**Exercise:**
Copy every line in which the string "Write" occurs.

**Exercise materials:**

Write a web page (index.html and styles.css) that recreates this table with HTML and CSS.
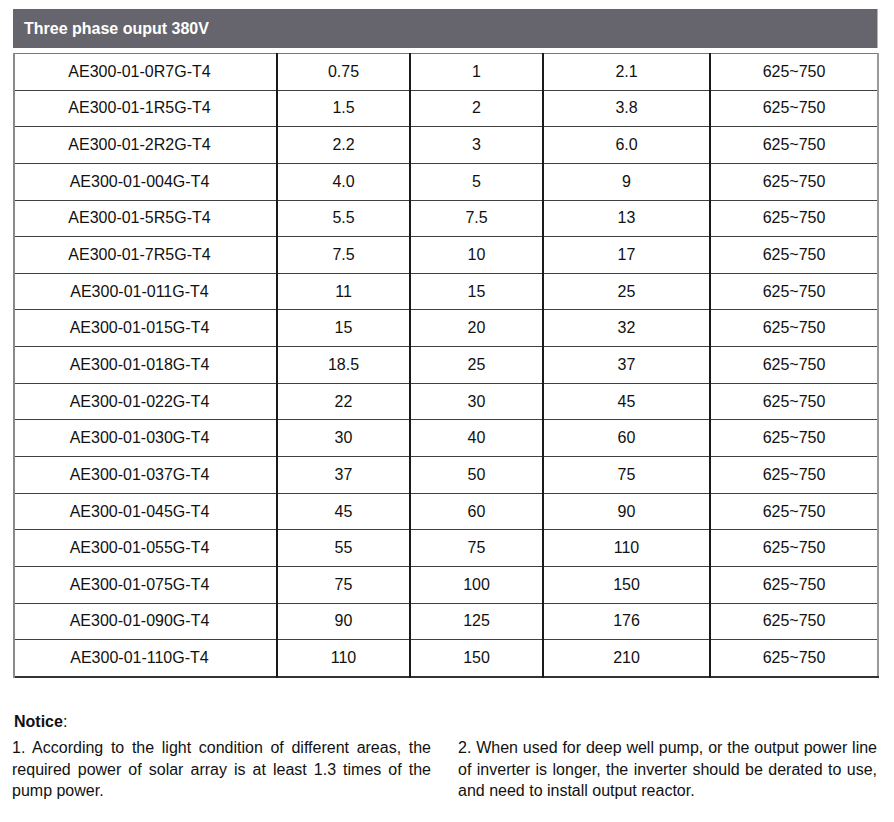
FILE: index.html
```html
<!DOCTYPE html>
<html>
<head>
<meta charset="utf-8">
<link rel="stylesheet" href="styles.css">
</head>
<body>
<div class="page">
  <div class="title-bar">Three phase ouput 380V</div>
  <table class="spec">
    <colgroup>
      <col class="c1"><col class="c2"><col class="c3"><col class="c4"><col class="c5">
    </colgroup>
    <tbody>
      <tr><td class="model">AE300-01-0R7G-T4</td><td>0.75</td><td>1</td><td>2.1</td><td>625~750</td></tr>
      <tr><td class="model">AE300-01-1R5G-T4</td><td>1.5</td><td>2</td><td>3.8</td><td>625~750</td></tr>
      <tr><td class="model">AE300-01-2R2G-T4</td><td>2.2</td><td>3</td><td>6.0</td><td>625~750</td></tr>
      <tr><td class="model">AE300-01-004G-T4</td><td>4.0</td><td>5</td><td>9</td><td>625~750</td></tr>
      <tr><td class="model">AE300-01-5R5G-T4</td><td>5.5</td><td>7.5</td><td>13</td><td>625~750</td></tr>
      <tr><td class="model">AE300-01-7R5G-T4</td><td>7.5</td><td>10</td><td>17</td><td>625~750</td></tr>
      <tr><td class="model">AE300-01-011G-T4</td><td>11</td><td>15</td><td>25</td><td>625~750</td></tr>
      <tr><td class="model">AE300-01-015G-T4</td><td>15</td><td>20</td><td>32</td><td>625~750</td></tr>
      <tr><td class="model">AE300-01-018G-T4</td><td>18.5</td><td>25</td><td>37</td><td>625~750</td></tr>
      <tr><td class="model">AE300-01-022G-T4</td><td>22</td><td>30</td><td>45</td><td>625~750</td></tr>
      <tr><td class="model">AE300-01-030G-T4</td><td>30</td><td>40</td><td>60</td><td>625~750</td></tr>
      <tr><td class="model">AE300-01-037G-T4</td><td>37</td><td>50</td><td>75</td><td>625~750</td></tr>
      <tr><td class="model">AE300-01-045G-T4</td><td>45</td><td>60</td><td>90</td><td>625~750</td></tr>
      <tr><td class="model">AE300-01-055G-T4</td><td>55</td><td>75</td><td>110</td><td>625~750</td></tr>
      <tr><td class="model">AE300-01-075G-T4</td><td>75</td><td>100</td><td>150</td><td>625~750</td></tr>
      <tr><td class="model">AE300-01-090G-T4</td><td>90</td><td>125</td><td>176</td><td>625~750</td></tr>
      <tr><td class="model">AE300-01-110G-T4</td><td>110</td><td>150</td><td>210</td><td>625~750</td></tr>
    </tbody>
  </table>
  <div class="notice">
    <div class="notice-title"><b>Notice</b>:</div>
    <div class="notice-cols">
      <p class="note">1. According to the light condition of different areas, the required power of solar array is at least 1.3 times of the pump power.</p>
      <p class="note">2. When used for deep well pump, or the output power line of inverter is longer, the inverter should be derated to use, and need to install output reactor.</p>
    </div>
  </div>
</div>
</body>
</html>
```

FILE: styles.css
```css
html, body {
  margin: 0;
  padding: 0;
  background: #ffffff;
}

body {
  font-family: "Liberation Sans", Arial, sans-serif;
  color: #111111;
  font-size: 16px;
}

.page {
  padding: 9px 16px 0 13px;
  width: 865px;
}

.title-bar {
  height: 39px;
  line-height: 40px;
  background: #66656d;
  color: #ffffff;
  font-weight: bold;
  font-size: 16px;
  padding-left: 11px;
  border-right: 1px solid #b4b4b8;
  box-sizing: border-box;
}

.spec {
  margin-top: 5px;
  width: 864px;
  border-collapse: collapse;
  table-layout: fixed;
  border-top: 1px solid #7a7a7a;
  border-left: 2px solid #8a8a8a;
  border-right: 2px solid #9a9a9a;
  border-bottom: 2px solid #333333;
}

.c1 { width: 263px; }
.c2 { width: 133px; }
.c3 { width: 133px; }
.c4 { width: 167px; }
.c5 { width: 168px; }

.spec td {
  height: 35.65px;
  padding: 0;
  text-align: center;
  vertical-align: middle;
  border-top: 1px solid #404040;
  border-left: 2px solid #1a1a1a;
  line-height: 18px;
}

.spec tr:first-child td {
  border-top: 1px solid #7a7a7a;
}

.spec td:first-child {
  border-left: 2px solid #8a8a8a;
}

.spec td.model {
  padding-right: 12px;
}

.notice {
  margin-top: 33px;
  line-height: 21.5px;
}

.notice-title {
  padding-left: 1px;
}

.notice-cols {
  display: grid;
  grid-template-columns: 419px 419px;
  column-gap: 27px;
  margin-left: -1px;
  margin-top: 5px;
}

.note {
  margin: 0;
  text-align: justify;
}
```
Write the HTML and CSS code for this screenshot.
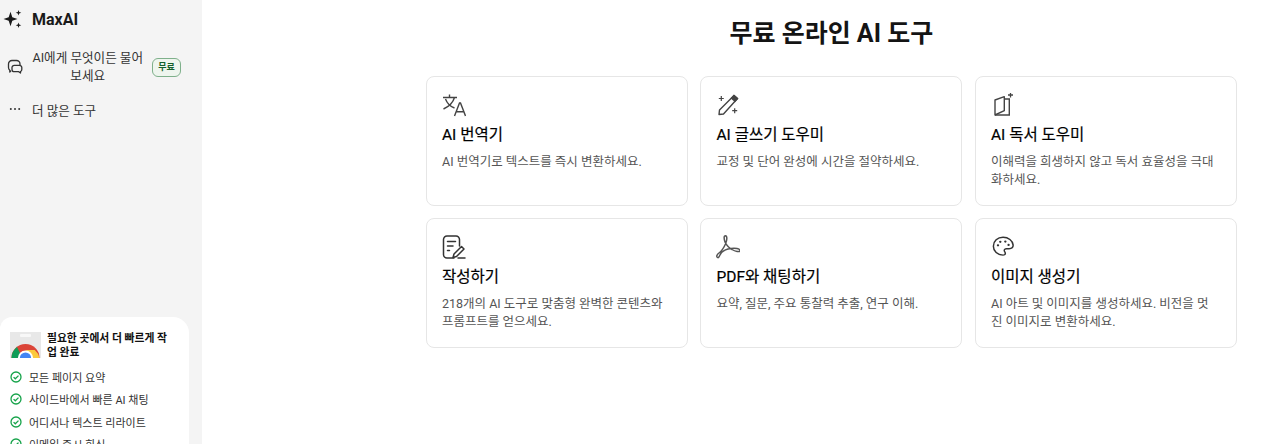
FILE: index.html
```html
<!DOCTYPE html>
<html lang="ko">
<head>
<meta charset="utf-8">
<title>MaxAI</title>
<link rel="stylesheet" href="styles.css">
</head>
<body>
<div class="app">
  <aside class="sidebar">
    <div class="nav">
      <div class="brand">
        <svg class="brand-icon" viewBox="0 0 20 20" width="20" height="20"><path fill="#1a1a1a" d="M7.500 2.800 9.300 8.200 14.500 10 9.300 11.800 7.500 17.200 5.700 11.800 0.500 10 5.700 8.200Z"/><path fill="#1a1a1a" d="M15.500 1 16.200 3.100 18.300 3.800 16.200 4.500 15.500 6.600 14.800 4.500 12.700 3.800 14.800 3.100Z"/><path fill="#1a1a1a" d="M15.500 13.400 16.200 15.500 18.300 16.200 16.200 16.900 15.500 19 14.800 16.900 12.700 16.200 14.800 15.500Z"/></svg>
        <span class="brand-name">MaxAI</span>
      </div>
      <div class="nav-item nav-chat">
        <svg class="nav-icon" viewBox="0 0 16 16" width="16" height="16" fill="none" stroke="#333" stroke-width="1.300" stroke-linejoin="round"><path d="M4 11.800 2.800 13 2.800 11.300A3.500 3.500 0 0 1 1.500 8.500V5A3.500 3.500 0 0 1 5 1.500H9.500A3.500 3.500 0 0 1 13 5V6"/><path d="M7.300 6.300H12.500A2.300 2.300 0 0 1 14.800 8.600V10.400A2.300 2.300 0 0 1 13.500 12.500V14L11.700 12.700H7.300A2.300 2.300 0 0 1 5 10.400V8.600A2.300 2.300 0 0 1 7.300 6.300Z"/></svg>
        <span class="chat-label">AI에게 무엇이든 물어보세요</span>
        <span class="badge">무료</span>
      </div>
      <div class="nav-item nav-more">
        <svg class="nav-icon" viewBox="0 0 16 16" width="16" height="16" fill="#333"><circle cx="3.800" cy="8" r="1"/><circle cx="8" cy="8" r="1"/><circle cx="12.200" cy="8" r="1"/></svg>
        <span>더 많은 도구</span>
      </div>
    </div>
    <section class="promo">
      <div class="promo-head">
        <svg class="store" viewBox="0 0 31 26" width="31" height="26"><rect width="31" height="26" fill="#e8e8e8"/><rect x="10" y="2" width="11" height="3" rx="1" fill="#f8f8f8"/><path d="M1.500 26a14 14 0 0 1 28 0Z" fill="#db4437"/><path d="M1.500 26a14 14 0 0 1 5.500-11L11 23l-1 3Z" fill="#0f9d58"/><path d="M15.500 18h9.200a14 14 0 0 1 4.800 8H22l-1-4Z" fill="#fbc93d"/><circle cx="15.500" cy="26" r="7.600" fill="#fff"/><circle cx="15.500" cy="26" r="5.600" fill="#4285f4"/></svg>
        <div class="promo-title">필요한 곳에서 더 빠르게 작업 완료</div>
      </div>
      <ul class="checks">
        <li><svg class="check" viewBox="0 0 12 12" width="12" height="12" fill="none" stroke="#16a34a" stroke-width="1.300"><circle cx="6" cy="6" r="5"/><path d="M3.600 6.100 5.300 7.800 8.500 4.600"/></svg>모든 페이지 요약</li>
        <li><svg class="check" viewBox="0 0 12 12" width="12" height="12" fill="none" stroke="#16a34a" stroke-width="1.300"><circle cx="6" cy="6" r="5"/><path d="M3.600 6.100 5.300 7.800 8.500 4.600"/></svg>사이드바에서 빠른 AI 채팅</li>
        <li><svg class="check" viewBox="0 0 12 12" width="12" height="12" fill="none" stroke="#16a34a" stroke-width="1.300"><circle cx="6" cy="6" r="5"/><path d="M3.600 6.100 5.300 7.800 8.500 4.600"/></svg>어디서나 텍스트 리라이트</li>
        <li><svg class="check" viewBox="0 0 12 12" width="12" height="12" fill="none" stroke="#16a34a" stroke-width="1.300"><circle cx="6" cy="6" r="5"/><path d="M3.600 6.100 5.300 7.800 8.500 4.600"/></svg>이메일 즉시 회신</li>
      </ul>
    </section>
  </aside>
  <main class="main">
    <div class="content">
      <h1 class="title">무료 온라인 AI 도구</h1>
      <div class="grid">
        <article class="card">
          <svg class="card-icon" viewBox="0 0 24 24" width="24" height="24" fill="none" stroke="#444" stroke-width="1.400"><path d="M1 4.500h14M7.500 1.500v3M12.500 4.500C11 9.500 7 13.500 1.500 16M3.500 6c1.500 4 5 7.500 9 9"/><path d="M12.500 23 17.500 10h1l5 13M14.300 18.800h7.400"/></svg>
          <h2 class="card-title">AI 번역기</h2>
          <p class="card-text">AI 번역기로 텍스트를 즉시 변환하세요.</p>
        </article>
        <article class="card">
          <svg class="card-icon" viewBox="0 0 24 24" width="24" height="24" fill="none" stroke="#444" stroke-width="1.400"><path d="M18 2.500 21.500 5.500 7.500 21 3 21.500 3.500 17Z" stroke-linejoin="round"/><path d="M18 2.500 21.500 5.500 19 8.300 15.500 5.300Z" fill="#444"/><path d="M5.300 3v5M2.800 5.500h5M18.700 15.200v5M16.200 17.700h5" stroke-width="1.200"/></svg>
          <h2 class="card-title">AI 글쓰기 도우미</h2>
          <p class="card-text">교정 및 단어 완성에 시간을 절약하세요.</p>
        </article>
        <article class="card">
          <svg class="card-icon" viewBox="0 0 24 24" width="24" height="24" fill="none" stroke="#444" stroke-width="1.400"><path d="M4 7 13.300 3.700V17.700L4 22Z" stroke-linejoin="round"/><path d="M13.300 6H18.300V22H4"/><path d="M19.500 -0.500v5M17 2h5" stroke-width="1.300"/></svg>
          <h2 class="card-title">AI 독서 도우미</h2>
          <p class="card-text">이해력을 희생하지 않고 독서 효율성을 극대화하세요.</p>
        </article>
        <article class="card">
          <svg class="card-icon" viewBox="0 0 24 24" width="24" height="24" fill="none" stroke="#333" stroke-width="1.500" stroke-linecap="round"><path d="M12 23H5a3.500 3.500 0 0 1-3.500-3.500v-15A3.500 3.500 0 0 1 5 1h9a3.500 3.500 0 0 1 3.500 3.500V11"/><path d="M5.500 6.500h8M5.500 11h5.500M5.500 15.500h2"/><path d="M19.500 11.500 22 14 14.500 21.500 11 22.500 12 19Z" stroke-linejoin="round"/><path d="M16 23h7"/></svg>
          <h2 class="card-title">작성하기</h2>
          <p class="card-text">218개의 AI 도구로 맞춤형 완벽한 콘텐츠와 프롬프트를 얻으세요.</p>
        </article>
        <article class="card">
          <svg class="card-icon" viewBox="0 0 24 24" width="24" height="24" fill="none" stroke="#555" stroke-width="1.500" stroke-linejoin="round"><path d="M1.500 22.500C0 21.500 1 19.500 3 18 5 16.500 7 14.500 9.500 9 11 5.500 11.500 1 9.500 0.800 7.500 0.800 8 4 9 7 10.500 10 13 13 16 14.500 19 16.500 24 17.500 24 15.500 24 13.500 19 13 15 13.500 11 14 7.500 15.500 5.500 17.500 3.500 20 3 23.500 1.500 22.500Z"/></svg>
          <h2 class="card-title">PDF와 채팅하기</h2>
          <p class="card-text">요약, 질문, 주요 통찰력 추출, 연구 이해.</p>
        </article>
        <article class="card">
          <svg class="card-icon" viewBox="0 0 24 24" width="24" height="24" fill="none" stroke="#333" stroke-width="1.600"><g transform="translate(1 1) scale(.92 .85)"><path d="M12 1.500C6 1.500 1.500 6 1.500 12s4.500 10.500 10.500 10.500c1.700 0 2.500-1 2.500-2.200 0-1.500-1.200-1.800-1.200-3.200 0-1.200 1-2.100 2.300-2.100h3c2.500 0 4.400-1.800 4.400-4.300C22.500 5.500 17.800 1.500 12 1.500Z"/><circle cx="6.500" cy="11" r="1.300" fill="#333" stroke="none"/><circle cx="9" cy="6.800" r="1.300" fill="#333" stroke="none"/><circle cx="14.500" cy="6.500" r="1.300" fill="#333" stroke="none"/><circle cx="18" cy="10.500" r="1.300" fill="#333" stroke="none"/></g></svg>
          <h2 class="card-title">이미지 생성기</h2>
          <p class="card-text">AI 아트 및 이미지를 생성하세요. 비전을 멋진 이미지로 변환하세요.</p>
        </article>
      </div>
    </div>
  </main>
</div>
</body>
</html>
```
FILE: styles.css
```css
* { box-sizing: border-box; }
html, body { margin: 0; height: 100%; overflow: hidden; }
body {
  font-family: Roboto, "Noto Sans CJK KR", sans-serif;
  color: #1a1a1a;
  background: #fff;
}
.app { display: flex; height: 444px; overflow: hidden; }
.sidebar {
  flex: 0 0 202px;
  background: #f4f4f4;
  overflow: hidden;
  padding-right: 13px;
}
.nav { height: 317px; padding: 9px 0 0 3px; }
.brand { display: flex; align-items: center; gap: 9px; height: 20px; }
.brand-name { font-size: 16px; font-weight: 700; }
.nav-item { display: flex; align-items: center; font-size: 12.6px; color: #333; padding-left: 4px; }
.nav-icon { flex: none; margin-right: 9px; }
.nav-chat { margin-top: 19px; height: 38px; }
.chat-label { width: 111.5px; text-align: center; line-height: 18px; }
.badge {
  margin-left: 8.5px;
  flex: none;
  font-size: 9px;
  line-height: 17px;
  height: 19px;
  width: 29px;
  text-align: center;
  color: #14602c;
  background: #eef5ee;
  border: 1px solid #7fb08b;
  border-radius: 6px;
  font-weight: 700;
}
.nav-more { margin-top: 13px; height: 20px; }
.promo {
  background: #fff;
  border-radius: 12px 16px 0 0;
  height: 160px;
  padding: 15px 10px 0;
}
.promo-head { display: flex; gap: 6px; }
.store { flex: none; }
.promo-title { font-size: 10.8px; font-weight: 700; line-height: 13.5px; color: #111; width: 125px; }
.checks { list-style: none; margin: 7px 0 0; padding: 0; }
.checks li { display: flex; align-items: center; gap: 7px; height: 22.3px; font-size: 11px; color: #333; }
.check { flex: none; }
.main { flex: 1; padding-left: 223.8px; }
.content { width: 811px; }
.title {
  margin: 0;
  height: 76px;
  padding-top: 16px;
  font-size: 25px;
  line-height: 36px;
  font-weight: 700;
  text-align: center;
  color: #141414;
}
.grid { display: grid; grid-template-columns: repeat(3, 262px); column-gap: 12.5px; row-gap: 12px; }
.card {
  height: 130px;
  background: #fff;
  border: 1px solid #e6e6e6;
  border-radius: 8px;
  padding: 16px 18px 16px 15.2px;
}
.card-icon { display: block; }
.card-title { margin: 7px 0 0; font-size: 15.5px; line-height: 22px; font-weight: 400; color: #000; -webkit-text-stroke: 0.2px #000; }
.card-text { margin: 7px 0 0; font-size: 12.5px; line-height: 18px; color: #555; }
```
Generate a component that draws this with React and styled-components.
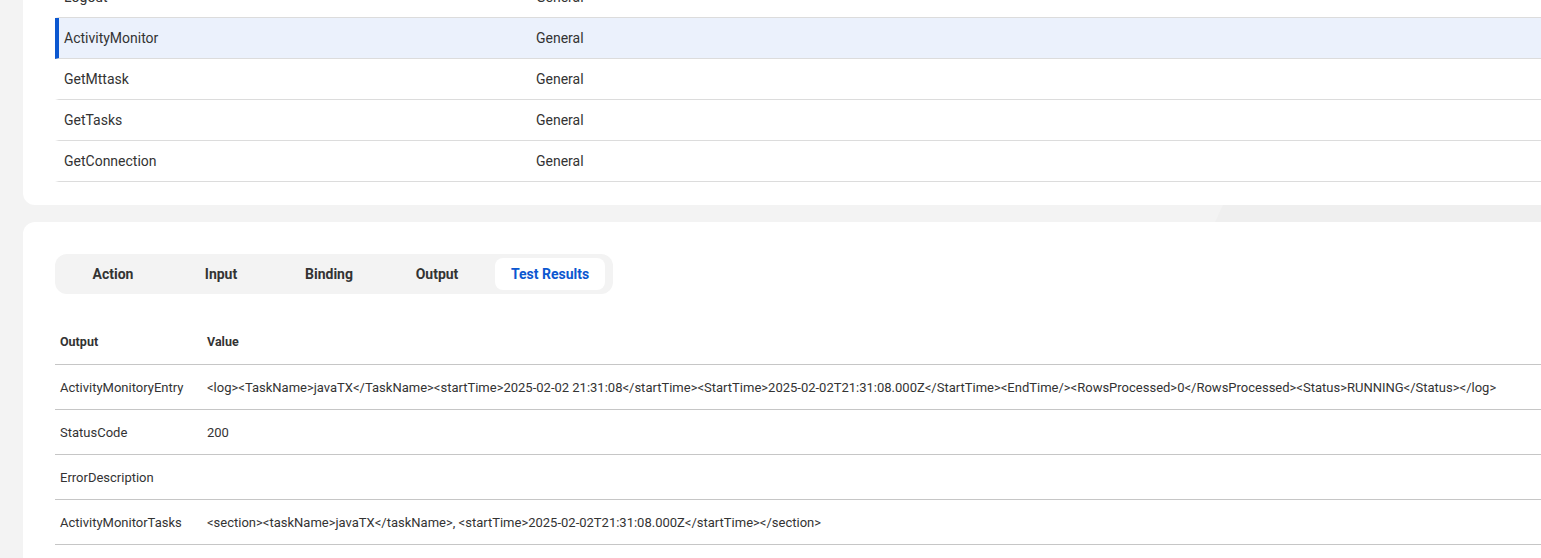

**Task output:**
Write a web page (index.html and styles.css) that recreates this table with HTML and CSS.
Write the HTML and CSS code for this screenshot.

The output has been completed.